On the contrary, H.Q. Quaritch Wales believed that the engravings on the Ngọc Lũ bronze drum represented the shamanism of the ancient Vietnamese people[4]. In the present, shamanism[5] is still being practiced in some places of South East Asia, such as the Torajas people of Sulawesi (an island of Indonesia, formerly known as Celebes) or has left traces in many other peoples. Based on this belief, H.Q. Quaritch Wales provided the following explanations:

– The group of people wearing bird-feathered hats were not a group of dancers celebrating the totemic Hồng (or Lạc) bird as in Goloubew’s and Karlgren’s theory but were shamans holding spears to chase bad spirits and to search for sick people’s souls. Disguising as birds in religious ceremonies was something quite common in the Batak people (Sumatra) and Dayak people (Borneo).

– The star in the middle of the surface of the bronze drum was not the Sun like suggested by M. Colani but was the North Star around which every natural object would move as frequently seen in Asian beliefs.

-The boats engraved on the body of the bronze drum were the boats used by the Shamans in their search for sick people’s souls or in their leading the souls of dead people, exactly like the practices still currently carried out by the shamans in Indonesia, who use rainbows, birds, deers to transport the dead people’s souls.

Economic life: agriculture through the pattern of rice husking.

Clothing: the robe having either two short laps or two long laps[6]; men wearing loin-clothes with their heads shaven or with their hair knotted in a bun, women wearing skirts (skirts made of bird feathers or leaves and worn at ceremonies or festivals), and bird-feathered hats[7].

Lodging: the ancient Vietnamese people built piled houses with round roofs and piled houses with boat-shaped curved roofs.

Techniques: metallurgy, casting bronze drums, bronze jars.

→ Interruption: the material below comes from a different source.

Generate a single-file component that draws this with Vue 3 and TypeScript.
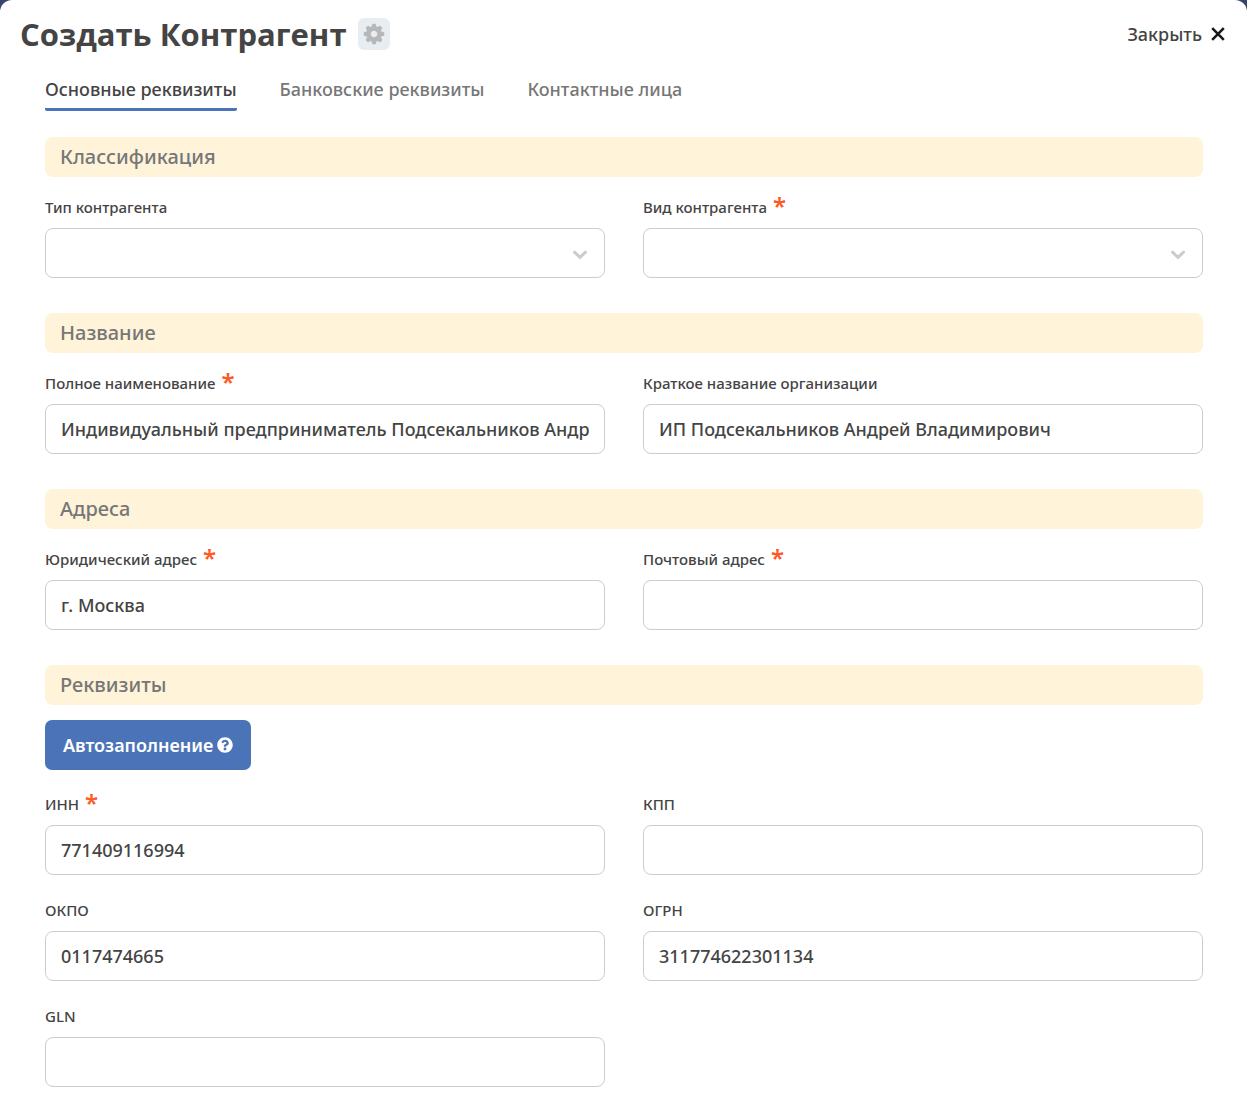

Folk literature: legends and mythology.

Music: bronze drums in praying for rain[8] and khèn bầu (squash flute) were the two original musical instrument creations of the Đông Sơn culture.

Bronze jars

After the bronze drums, let’s go take a look at the Đào Thịnh bronze jar dated 2500 years ago, discovered on September 14, 1961 at the village of Đào Thịnh, district of Trấn Yên, province of Yên Bái[9]. Its body is covered with figures of boats, people in disguise with bird feathers, crocodiles… very similar with the patterns on Đông Sơn, Ngọc Lũ, Hoàng Hạ, Cổ Loa bronze drums… The most special feature is the belief of “fertility” presented on the lid of the Đào Thịnh bronze jar in 4 blocks, each block is a couple in sexual intercourse, the man wearing a loin-cloth with a dagger attached at one side of his waist, the woman with a short skirt. The main objective of the belief of fertility is for praying for the reproduction of man and nature, using male and, female genitals and sexual intercourse as symbols.



Đào Thịnh bronze jar: figure of sexual intercourse and pattern

 

  1. Bản is origin, something belonging to us; sắc is colours, objects with shapes we can see. Bản sắc is the original colours of the Vietnamese people, indicators, bases for localisation of the culture of the ancient Vietnamese people.

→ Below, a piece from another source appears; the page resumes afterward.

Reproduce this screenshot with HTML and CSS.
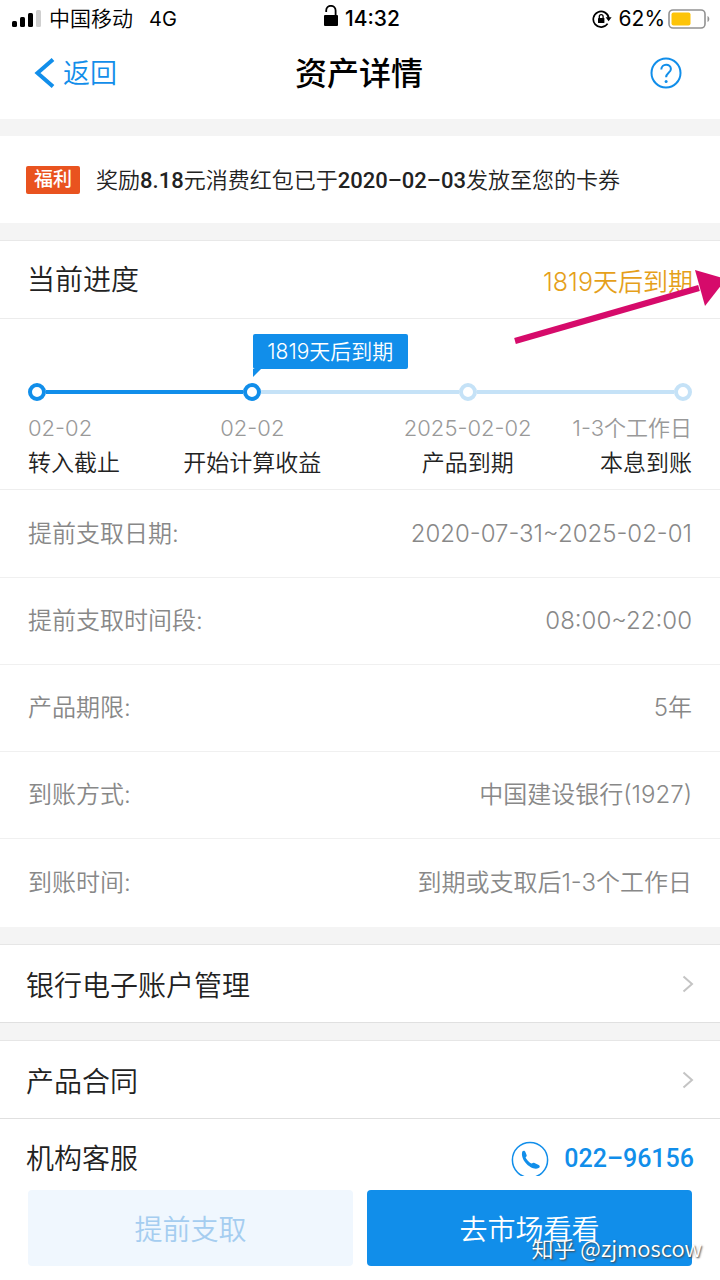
FILE: index.html
```html
<!DOCTYPE html>
<html lang="zh-CN">
<head>
<meta charset="utf-8">
<meta name="viewport" content="width=device-width, initial-scale=1">
<title>资产详情</title>
<link rel="stylesheet" href="styles.css">
</head>
<body>
<div class="page">
  <div class="status">
    <div class="status-left">
      <svg width="30" height="18" viewBox="0 0 30 18" aria-hidden="true"><rect x="0" y="11" width="5" height="6" rx="1.5"/><rect x="8" y="7" width="5" height="10" rx="1.5"/><rect x="16" y="3" width="5" height="14" rx="1.5"/><rect x="24" y="0" width="5" height="17" rx="1.5" fill="#cfcfcf"/></svg>
      <span class="carrier">中国移动</span><span>4G</span>
    </div>
    <div class="status-time">
      <svg width="16" height="22" viewBox="0 0 16 22" aria-hidden="true"><rect x="1" y="10" width="14" height="11" rx="1"/><path d="M3.2 7V5.5a4.7 4.7 0 0 1 9.4 0V11" fill="none" stroke="#000" stroke-width="1.8"/></svg>
      <span>14:32</span>
    </div>
    <div class="status-right">
      <svg class="rotation" width="20" height="20" viewBox="0 0 20 20" aria-hidden="true"><path d="M15.6 14.6A7.8 7.8 0 1 1 16.8 9" fill="none" stroke="#000" stroke-width="1.7"/><path d="M13.6 8.3h6l-3 4z"/><rect x="6" y="9" width="6.4" height="5" rx=".6"/><path d="M7.3 9V7.5a1.9 1.9 0 0 1 3.8 0V9" fill="none" stroke="#000" stroke-width="1.3"/></svg>
      <span>62%</span>
      <svg width="43" height="20" viewBox="0 0 43 20" aria-hidden="true"><rect x="1" y="1" width="36" height="18" rx="4" fill="#fff" stroke="#929292" stroke-width="1.6"/><rect x="3.5" y="3.5" width="19" height="13" rx="2" fill="#fdc408"/><path d="M39.5 7c2.4.8 2.4 5.2 0 6z" fill="#929292"/></svg>
    </div>
  </div>

  <header class="nav">
    <a class="back" href="#"><svg width="21" height="30" viewBox="0 0 21 30" aria-hidden="true"><path d="M19 1.500 3.500 15l15.500 13.500" fill="none" stroke="#118eea" stroke-width="4"/></svg><span>返回</span></a>
    <h1>资产详情</h1>
    <button class="help" type="button" aria-label="帮助"><svg width="32" height="32" viewBox="0 0 32 32" aria-hidden="true"><circle cx="16" cy="16" r="14.500" fill="none" stroke="#118eea" stroke-width="2"/><path d="M11.300 12.500c0-6.300 9.600-6.300 9.600-.5 0 3.800-4.800 3.900-4.800 8.300" fill="none" stroke="#118eea" stroke-width="2"/><circle cx="16.100" cy="24.500" r="1.500" fill="#118eea"/></svg></button>
  </header>

  <main>
    <section class="notice"><span class="tag">福利</span><p>奖励<b>8.18</b>元消费红包已于<b>2020–02–03</b>发放至您的卡券</p></section>

    <section class="card">
      <div class="card-head"><h2>当前进度</h2><span class="remain">1819天后到期</span></div>
      <div class="timeline">
        <div class="track">
          <span class="node done"></span><span class="line done"></span>
          <span class="node done"><span class="bubble">1819天后到期</span></span><span class="line"></span>
          <span class="node"></span><span class="line"></span>
          <span class="node"></span>
        </div>
        <ol class="steps">
          <li><span class="date">02-02</span><span>转入截止</span></li>
          <li><span class="date">02-02</span><span>开始计算收益</span></li>
          <li><span class="date">2025-02-02</span><span>产品到期</span></li>
          <li><span class="date">1-3个工作日</span><span>本息到账</span></li>
        </ol>
      </div>
      <dl class="details">
        <div class="row"><dt>提前支取日期:</dt><dd>2020-07-31~2025-02-01</dd></div>
        <div class="row"><dt>提前支取时间段:</dt><dd>08:00~22:00</dd></div>
        <div class="row"><dt>产品期限:</dt><dd>5年</dd></div>
        <div class="row"><dt>到账方式:</dt><dd>中国建设银行(1927)</dd></div>
        <div class="row"><dt>到账时间:</dt><dd>到期或支取后1-3个工作日</dd></div>
      </dl>
    </section>

    <a class="link" href="#"><span>银行电子账户管理</span><svg width="12" height="18" viewBox="0 0 12 18" aria-hidden="true"><path d="M1.500 1.500 10 9l-8.500 7.500" fill="none" stroke="#c4c4c4" stroke-width="2"/></svg></a>
    <a class="link" href="#"><span>产品合同</span><svg width="12" height="18" viewBox="0 0 12 18" aria-hidden="true"><path d="M1.500 1.500 10 9l-8.500 7.500" fill="none" stroke="#c4c4c4" stroke-width="2"/></svg></a>

    <section class="service">
      <h2>机构客服</h2>
      <a class="phone" href="tel:02296156"><svg width="38" height="35" viewBox="0 0 38 35" aria-hidden="true"><circle cx="19" cy="19" r="17.600" fill="none" stroke="#118eea" stroke-width="1.500"/><path d="M11.300 10.600c1.300-1.500 2.700-.9 3.300.8l1 2.600c.4 1.200-.2 1.700-.9 2.300-.7.800 4.800 6.700 6.100 6.300 1-.8 1.700-1.100 2.700-.6l4.200 1.900c1.600.9 1.300 2.300-.1 3.200-7.200 3.200-18.900-8-16.300-16.500z" fill="#118eea"/></svg><span>022–96156</span></a>
    </section>
  </main>

  <footer class="actions">
    <button type="button" disabled>提前支取</button>
    <button class="primary" type="button">去市场看看</button>
  </footer>

  <svg class="arrow" width="206" height="76" viewBox="0 0 206 76" aria-hidden="true"><path d="M1 71 185 18" fill="none" stroke="#d60b6b" stroke-width="6"/><path d="M181 0 212 9 191 36z" fill="#d60b6b"/></svg>
  <span class="watermark">知乎 @zjmoscow</span>
</div>
</body>
</html>
```
FILE: styles.css
```css
* { box-sizing: border-box; }
body { margin: 0; background: #fff; color: #222; font-family: Inter, "Noto Sans CJK SC", sans-serif; font-weight: 350; }
h1, h2, p, dl, dd, ol { margin: 0; padding: 0; }
a { color: inherit; text-decoration: none; }
button { border: 0; padding: 0; background: none; font: inherit; }
svg { display: block; flex: none; }

.page { position: relative; overflow: hidden; background: #fff; }

.status { display: grid; grid-template-columns: 1fr auto 1fr; align-items: center; height: 37px; padding: 0 9px 0 12px; color: #000; font-size: 21px; font-weight: 400; line-height: 24px; }
.status-left, .status-time, .status-right { display: flex; align-items: center; }
.status-left { gap: 7px; font-size: 20px; }
.carrier { margin-right: 9px; font-size: 21px; font-weight: 350; }
.status-time { gap: 6px; font-size: 21px; font-weight: 500; }
.status-time svg { margin-bottom: 5px; }
.status-right { justify-content: flex-end; gap: 3px; }
.rotation { margin-right: 4px; }

.nav { display: grid; grid-template-columns: 1fr auto 1fr; align-items: center; height: 82px; padding: 0 38px 10px 34px; }
.back { display: flex; align-items: center; gap: 8px; color: #118eea; font-size: 27px; line-height: 32px; }
.back span { padding-top: 2px; }
h1 { padding: 2px 0 0 2px; color: #000; font-size: 32px; font-weight: 500; line-height: 40px; }
.help { justify-self: end; }

main { display: flex; flex-direction: column; }
.notice { display: flex; align-items: center; gap: 16px; min-height: 121px; padding: 0 26px; border: solid #f4f4f4; border-width: 17px 0; font-family: Roboto, "Noto Sans CJK SC", sans-serif; font-size: 22px; line-height: 30px; }
.notice p { padding-top: 2px; }
.notice b { font-weight: 500; }
.tag { padding: 0 8px; border-radius: 2px; background: #e9531f; color: #fff; font-size: 19px; font-weight: 500; line-height: 28px; }

h2 { font-size: 28px; font-weight: 350; line-height: 36px; }
.card { border-top: 1px solid #e8e8e8; }
.card-head { display: flex; justify-content: space-between; align-items: center; height: 78px; padding: 0 27px; border-bottom: 1px solid #ececec; }
.remain { color: #e5a01a; font-size: 25px; }

.timeline { padding: 64px 28px 8px; border-bottom: 1px solid #eee; }
.track { display: flex; align-items: center; }
.node { position: relative; flex: none; width: 18px; height: 18px; border: 4px solid #c5e2f7; border-radius: 50%; }
.line { flex: 1; height: 4px; background: #c5e2f7; }
.node.done { border-color: #118eea; }
.line.done { background: #118eea; }
.bubble { position: absolute; left: 6px; bottom: 28px; padding: 0 15px 0 14px; border-radius: 2px; background: #118eea; color: #fff; font-size: 21px; line-height: 35px; white-space: nowrap; }
.bubble::after { content: ""; position: absolute; left: 0; top: 100%; border-top: 8px solid #118eea; border-right: 8px solid transparent; }
.steps { display: flex; padding-top: 10px; list-style: none; font-size: 23px; line-height: 35px; white-space: nowrap; }
.steps li { display: flex; flex: 2 0 0; flex-direction: column; align-items: center; min-width: 0; }
.steps li:first-child { flex: 1 0 9px; align-items: flex-start; }
.steps li:last-child { flex: 1 0 9px; align-items: flex-end; }
.date { color: #999; font-size: 22px; }

.details { padding: 1px 0; color: #888; font-size: 24px; line-height: 32px; }
.row { display: flex; justify-content: space-between; align-items: center; height: 87px; padding: 0 28px; border-bottom: 1px solid #f0f0f0; }
.row:last-child { border-bottom: 0; }

.link { display: flex; justify-content: space-between; align-items: center; height: 96px; padding: 0 26px; border-top: 17px solid #f4f4f4; box-shadow: inset 0 1px #e6e6e6, inset 0 -1px #e0e0e0; font-size: 28px; }
.service { display: flex; justify-content: space-between; align-items: center; height: 71px; padding: 8px 26px 0; }
.phone { display: flex; align-items: center; gap: 15px; color: #118eea; font-family: Roboto, sans-serif; font-size: 25px; font-weight: 500; }

.actions { display: grid; grid-template-columns: 1fr 1fr; gap: 14px; padding: 0 28px 14px; }
.actions button { height: 76px; border-radius: 4px; background: #f0f7fe; color: #a5cdf0; font-size: 28px; }
.actions .primary { background: #118eea; color: #fff; }

.arrow { position: absolute; top: 270px; right: 0; }
.watermark { position: absolute; right: 18px; bottom: 18px; color: #fff; font-family: "Noto Sans CJK SC", sans-serif; font-size: 22px; font-weight: 350; line-height: 30px; text-shadow: 1px 1px 2px #444; }
```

  2. Ngọc Lũ bronze drum was found in Hà Nam around 1739-1765, in 1902, the École française d’Extrême-Orient bought it and kept in Hanoi

  3. Colani, Madeleine, Vestiges d’un culte solaire en Indochine, BIIEH, III, 1940, fasc. 1, p. 37-41.

  4. H.Q. Quaritch Wales, Prehistory and religion in South East Asia. London: Bernard Quaritch Ltd., 1957, ch. 3, p. 48-56.

  5. A shaman is a preacher, a sorcerer, a healer specializing in healing soul. During the ceremony, the shaman can extract his soul out of his body, his soul will go up to the heaven or go down to the hell, approach the gods, bypass all places to search for the soul of the sick person to heal him or her.

  6. In Chinese history book, it is called “tứ di tả nhậm.” The term “tứ di” was used for the four ethnic groups living around China: Bắc Địch (Enemy of the North), Nam Man (Barbarian of the South), Đông Di (Primitive People of the East) and Tây Nhung (Barbarian of the West). China was at the Center and therefore was called Trung Quốc (Middle Kingdom). The Vietnamese people (living in the South of China, thus, Nam Man) had their robe buttoned at the left side (tả nhậm).

  7. According to Đào Duy Anh, Lạc bird is one kind of migrating birds like the wild goose chosen as the totem by the Lạc Việt and was engraved on Ngọc Lũ bronze drums.

  8. Today the Mường and Tày peoples use curved wooden sticks covered with fabric to beat the the center surface of the drums, making sounds like thunders; they also use two bunches of bamboo sticks to batter slightly on the edge of the drum surface to create sounds like rain drops.

  9. Today the Mường and Tày peoples use curved wooden sticks covered with fabric to beat the the center surface of the drums, making sounds like thunders; they also use two bunches of bamboo sticks to batter slightly on the edge of the drum surface to create sounds like rain drops. Of the total of 250 bronze jars discovered, 235 were found in Vietnam. They were used to store rice grains, or to preserve human remains like bones, ashes.